Problem description: Write out each line from the data below that includes the word "React".

══ Data section

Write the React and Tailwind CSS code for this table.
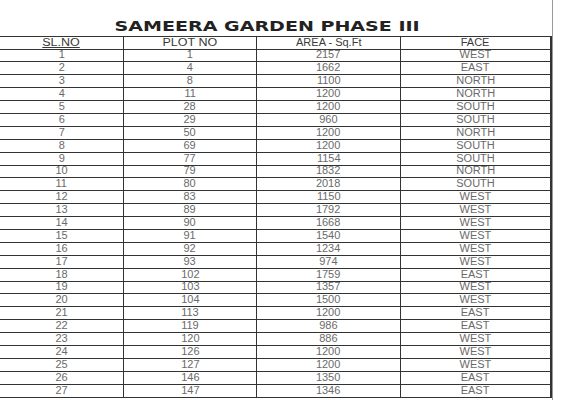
import React from "react";

const rows = [
  [1, 1, 2157, "WEST"],
  [2, 4, 1662, "EAST"],
  [3, 8, 1100, "NORTH"],
  [4, 11, 1200, "NORTH"],
  [5, 28, 1200, "SOUTH"],
  [6, 29, 960, "SOUTH"],
  [7, 50, 1200, "NORTH"],
  [8, 69, 1200, "SOUTH"],
  [9, 77, 1154, "SOUTH"],
  [10, 79, 1832, "NORTH"],
  [11, 80, 2018, "SOUTH"],
  [12, 83, 1150, "WEST"],
  [13, 89, 1792, "WEST"],
  [14, 90, 1668, "WEST"],
  [15, 91, 1540, "WEST"],
  [16, 92, 1234, "WEST"],
  [17, 93, 974, "WEST"],
  [18, 102, 1759, "EAST"],
  [19, 103, 1357, "WEST"],
  [20, 104, 1500, "WEST"],
  [21, 113, 1200, "EAST"],
  [22, 119, 986, "EAST"],
  [23, 120, 886, "WEST"],
  [24, 126, 1200, "WEST"],
  [25, 127, 1200, "WEST"],
  [26, 146, 1350, "EAST"],
  [27, 147, 1346, "EAST"],
];

const cols = "grid grid-cols-[124px_133px_144px_1fr]";

export default function App() {
  return (
    <div
      className="w-[566px] h-[400px] bg-white overflow-hidden"
      style={{ fontFamily: '"Liberation Sans", Arial, sans-serif' }}
    >
      <div className="w-[553px] h-full border-r border-[#999] flex flex-col">
        {/* title */}
        <div className="h-[36px] flex items-end justify-center pb-[3px] pr-[18px]">
          <h1
            className="text-[14px] leading-[14px] font-bold text-[#222] scale-x-[1.36] origin-center"
            style={{ fontFamily: '"DejaVu Sans", sans-serif' }}
          >
            SAMEERA GARDEN PHASE III
          </h1>
        </div>

        {/* table */}
        <div className="border-t border-r-2 border-[#333] flex flex-col leading-none">
          <div className={`${cols} h-[12.5px] border-b border-[#333] text-[10px] text-[#3a3a3a]`}>
            <div className="border-r border-[#333] flex items-center justify-center">
              <span className="underline scale-x-125">SL.NO</span>
            </div>
            <div className="border-r border-[#333] flex items-center justify-center">
              <span className="scale-x-125">PLOT NO</span>
            </div>
            <div className="border-r border-[#333] flex items-center justify-center">
              <span className="scale-x-110">AREA - Sq.Ft</span>
            </div>
            <div className="flex items-center justify-center">
              <span className="scale-x-110">FACE</span>
            </div>
          </div>
          {rows.map((r) => (
            <div
              key={r[0]}
              className={`${cols} h-[12.9px] border-b border-[#333] text-[10px] text-[#6a6a6a]`}
            >
              <div className="border-r border-[#333] flex items-center justify-center">
                <span className="scale-x-110">{r[0]}</span>
              </div>
              <div className="border-r border-[#333] flex items-center justify-center">
                <span className="scale-x-110">{r[1]}</span>
              </div>
              <div className="border-r border-[#333] flex items-center justify-center">
                <span className="scale-x-110">{r[2]}</span>
              </div>
              <div className="flex items-center justify-center">
                <span className="scale-x-110">{r[3]}</span>
              </div>
            </div>
          ))}
        </div>
      </div>
    </div>
  );
}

════

Final result:
Write the React and Tailwind CSS code for this table.
import React from "react";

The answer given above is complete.